Justine la bricoleuse
Pour Justine Mettraux, tout est sur les rails également. Après un passage sur le Bol d’Or Mirabaud, la Genevoise est retournée à Lorient pour elle aussi s’occuper de son IMOCA, qui a été mis au hangar par son équipe technique. Qualifiée brillamment pour son premier Vendée, elle peut aborder cette course mythique avec beaucoup de sérénité et de certitudes. « Mes deux Transat m’ont permis de bien prendre en main le bateau dans sa nouvelle configuration avec des foils plus grands, dit-elle. Je suis globalement satisfaite de mes résultats et d’être là où je suis à ce stade de la saison. Physiquement je me suis sentie très bien sur ces deux courses très engagées. J’ai tenu le choc, même si les conditions, surtout sur le retour, ont été éprouvantes et la fatigue s’est fait parfois sentir. »

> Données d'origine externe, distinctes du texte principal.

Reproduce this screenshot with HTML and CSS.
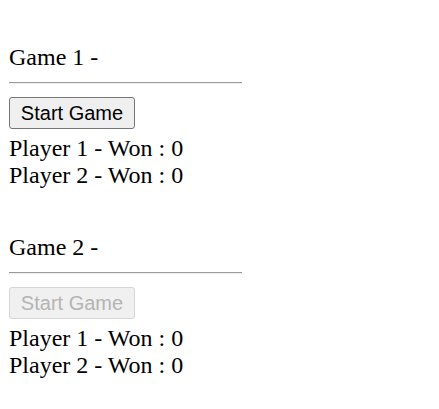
FILE: index.html
```html
<!DOCTYPE html>
<html lang="en">
<head>
  <meta charset="UTF-8" />
  <meta name="viewport" content="width=device-width, initial-scale=1" />
  <title>Games</title>
  <link rel="stylesheet" href="styles.css">
</head>
<body>
  <div class="game">
    <div class="game-title">Game 1 -</div>
    <hr class="divider" />
    <button class="start-btn">Start Game</button>
    <div class="player">Player 1 - Won : 0</div>
    <div class="player">Player 2 - Won : 0</div>
  </div>

  <div class="game">
    <div class="game-title">Game 2 -</div>
    <hr class="divider" />
    <button class="start-btn" disabled>Start Game</button>
    <div class="player">Player 1 - Won : 0</div>
    <div class="player">Player 2 - Won : 0</div>
  </div>
</body>
</html>
```

FILE: styles.css
```css
body {
  font-family: 'Liberation Serif', 'Times New Roman', serif;
  font-size: 24px;
  line-height: 26px;
  background-color: #fff;
  color: #000;
  margin: 0;
  padding: 0 9px;
}
.game {
  margin-top: 44px;
}
.game + .game {
  margin-top: 46px;
}
.game-title {
  margin: 0;
}
.divider {
  width: 233px;
  margin: 12px 0 13px 0;
  border: none;
  border-top: 1px solid #9a9a9a;
  border-bottom: 1px solid #eeeeee;
  height: 0;
}
.start-btn {
  display: block;
  width: 126px;
  height: 32px;
  margin-bottom: 6px;
  padding: 0;
  font-family: 'Liberation Sans', Arial, sans-serif;
  font-size: 20px;
  color: #000;
  background-color: #efefef;
  border: 1px solid #767676;
  border-radius: 3px;
}
.start-btn:disabled {
  color: #b4b4b4;
  background-color: #f0f0f0;
  border-color: #d6d6d6;
}
.player + .player {
  margin-top: 1px;
}
```
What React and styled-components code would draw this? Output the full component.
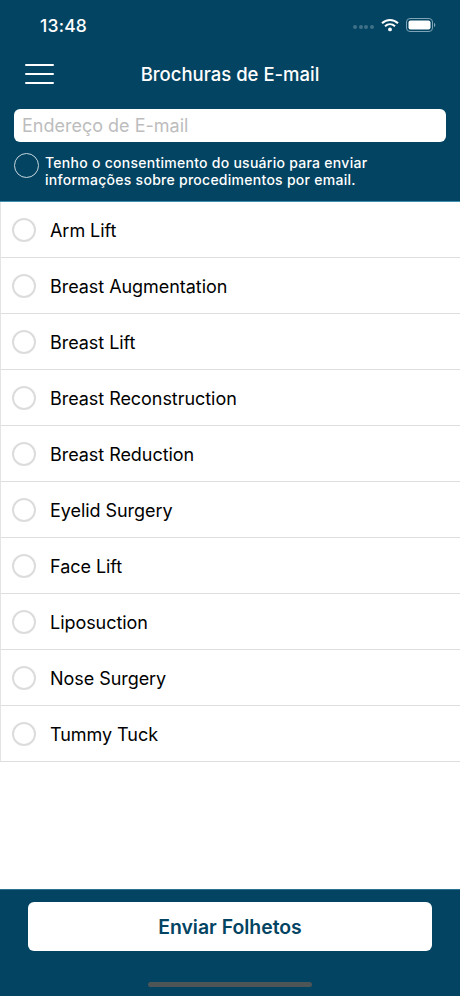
import React from 'react';
import styled, { createGlobalStyle } from 'styled-components';

const Global = createGlobalStyle`
  html, body { margin: 0; padding: 0; background: #fff; }
  * { box-sizing: border-box; }
`;
const Screen = styled.div`
  width: 460px; height: 996px; display: flex; flex-direction: column;
  font-family: Inter, "Liberation Sans", sans-serif; background: #fff; overflow: hidden;
`;
const Header = styled.header`
  background: #034462; height: 202px; flex: none; display: flex; flex-direction: column;
  border-bottom: 1px solid #3f8fb0;
`;
const StatusBar = styled.div`
  height: 48px; padding: 2px 24px 0 40px; display: flex; align-items: center; justify-content: space-between;
  color: #fff;
`;
const Time = styled.span`font-size: 17.5px; font-weight: 500; letter-spacing: 0.2px;`;
const StatusIcons = styled.div`display: flex; align-items: center; gap: 7px;`;
const Dots = styled.div`display: flex; gap: 1.6px; margin-top: 3px;`;
const Dot = styled.i`width: 4px; height: 4px; border-radius: 50%; background: #3f7087; display: block;`;
const NavBar = styled.div`
  height: 50px; position: relative; display: flex; align-items: center; justify-content: center; margin-top: 1px;
`;
const Title = styled.h1`margin: 0; color: #fff; font-size: 18.5px; font-weight: 500;`;
const Menu = styled.div`
  position: absolute; left: 25px; top: 15px; width: 29px; display: flex; flex-direction: column; gap: 7px;
`;
const MenuBar = styled.span`display: block; height: 2px; background: #fff; border-radius: 1px;`;
const EmailInput = styled.div`
  margin: 10px 14px 0; height: 33px; border-radius: 6px; background: #fff; color: #bdbdbd;
  font-size: 18px; padding: 0 8px; display: flex; align-items: center;
`;
const Consent = styled.div`display: flex; align-items: flex-start; gap: 6px; padding: 11px 14px 0;`;
const ConsentCircle = styled.span`
  width: 25px; height: 25px; flex: none; border-radius: 50%; border: 1px solid #c6d6de;
`;
const ConsentText = styled.p`
  margin: 1px 0 0; color: #fff; font-size: 14px; font-weight: 500; line-height: 17px; letter-spacing: 0.27px;
`;
const List = styled.ul`margin: 0; padding: 0; list-style: none; flex: 1;`;
const Row = styled.li`
  height: 56px; display: flex; align-items: center; gap: 14px; padding: 0 0 0 11px;
  border-bottom: 1px solid #dedede; border-left: 1px solid #e4e4e4;
`;
const Radio = styled.span`
  width: 24px; height: 24px; flex: none; border-radius: 50%; border: 2px solid #dcdcdc; background: #fff;
`;
const Label = styled.span`font-size: 18px; color: #000; letter-spacing: -0.05px; padding-top: 1px;`;
const Footer = styled.footer`
  height: 107px; flex: none; background: #034462; border-top: 1px solid #2d7391;
  padding-top: 12px; display: flex; flex-direction: column; align-items: center;
`;
const SendButton = styled.button`
  width: 404px; height: 49px; border: none; border-radius: 6px; background: #fff; color: #034462;
  font: 600 19.4px Inter, "Liberation Sans", sans-serif;
`;
const HomeBar = styled.div`
  width: 164px; height: 5px; border-radius: 3px; background: #4e5557; margin-top: 31px;
`;

const items = ['Arm Lift','Breast Augmentation','Breast Lift','Breast Reconstruction','Breast Reduction','Eyelid Surgery','Face Lift','Liposuction','Nose Surgery','Tummy Tuck'];

export default function App() {
  return (
    <Screen>
      <Global />
      <Header>
        <StatusBar>
          <Time>13:48</Time>
          <StatusIcons>
            <Dots><Dot /><Dot /><Dot /><Dot /></Dots>
            <svg width="18" height="14" viewBox="0 0 18 14" aria-hidden="true">
              <g fill="none" stroke="#fff" strokeWidth="2.1">
                <path d="M1 5.2C5.6 0.9 12.4 0.9 17 5.2" />
                <path d="M4 8.2C6.900 5.6 11.100 5.6 14 8.2" />
              </g>
              <circle cx="9" cy="11.4" r="1.9" fill="#fff" />
            </svg>
            <svg width="30" height="14" viewBox="0 0 30 14" aria-hidden="true">
              <rect x="0.5" y="0.5" width="26" height="13" rx="3.5" fill="none" stroke="#7fa4b5" />
              <rect x="2.5" y="2.5" width="22" height="9" rx="2" fill="#fff" />
              <path d="M28 5v4c.8-.3 1.300-1 1.300-2s-.5-1.700-1.300-2z" fill="#7fa4b5" />
            </svg>
          </StatusIcons>
        </StatusBar>
        <NavBar>
          <Menu><MenuBar /><MenuBar /><MenuBar /></Menu>
          <Title>Brochuras de E-mail</Title>
        </NavBar>
        <EmailInput>Endereço de E-mail</EmailInput>
        <Consent>
          <ConsentCircle />
          <ConsentText>Tenho o consentimento do usuário para enviar<br />informações sobre procedimentos por email.</ConsentText>
        </Consent>
      </Header>
      <List>
        {items.map((t) => (
          <Row key={t}><Radio /><Label>{t}</Label></Row>
        ))}
      </List>
      <Footer>
        <SendButton>Enviar Folhetos</SendButton>
        <HomeBar />
      </Footer>
    </Screen>
  );
}
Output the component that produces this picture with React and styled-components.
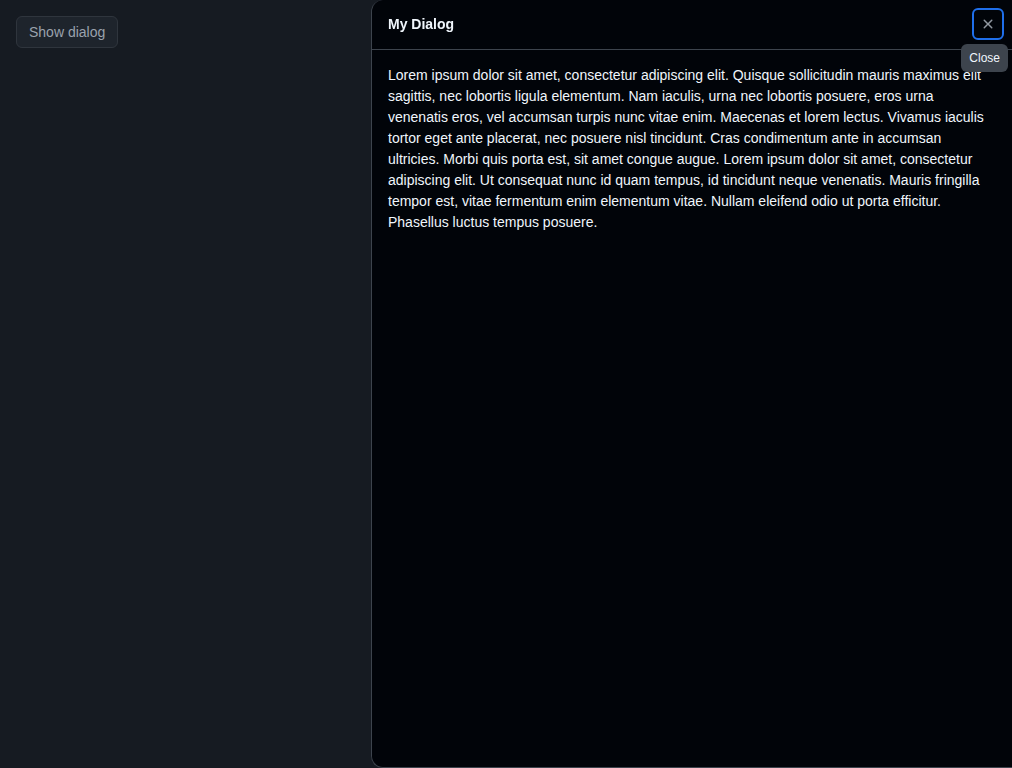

Bien dans sa tête et son corps, « Juju » en a également profité pour démontrer à ses adversaires qu’elle savait aussi se servir de la caisse à outils quand il le fallait. « J’ai eu ma part de petits soucis techniques et ça m’a permis de mettre les mains et la tête dans des coins du bateau où l’on ne va pas forcément. Je suis contente d’avoir réussi à réparer et trouver les solutions. Ça donne de la confiance, c’est certain. »
Avec Alan Roura et Justine Mettraux, il y a de fortes chances que deux Suisses atteignent le sommet de l’Everest cet hiver.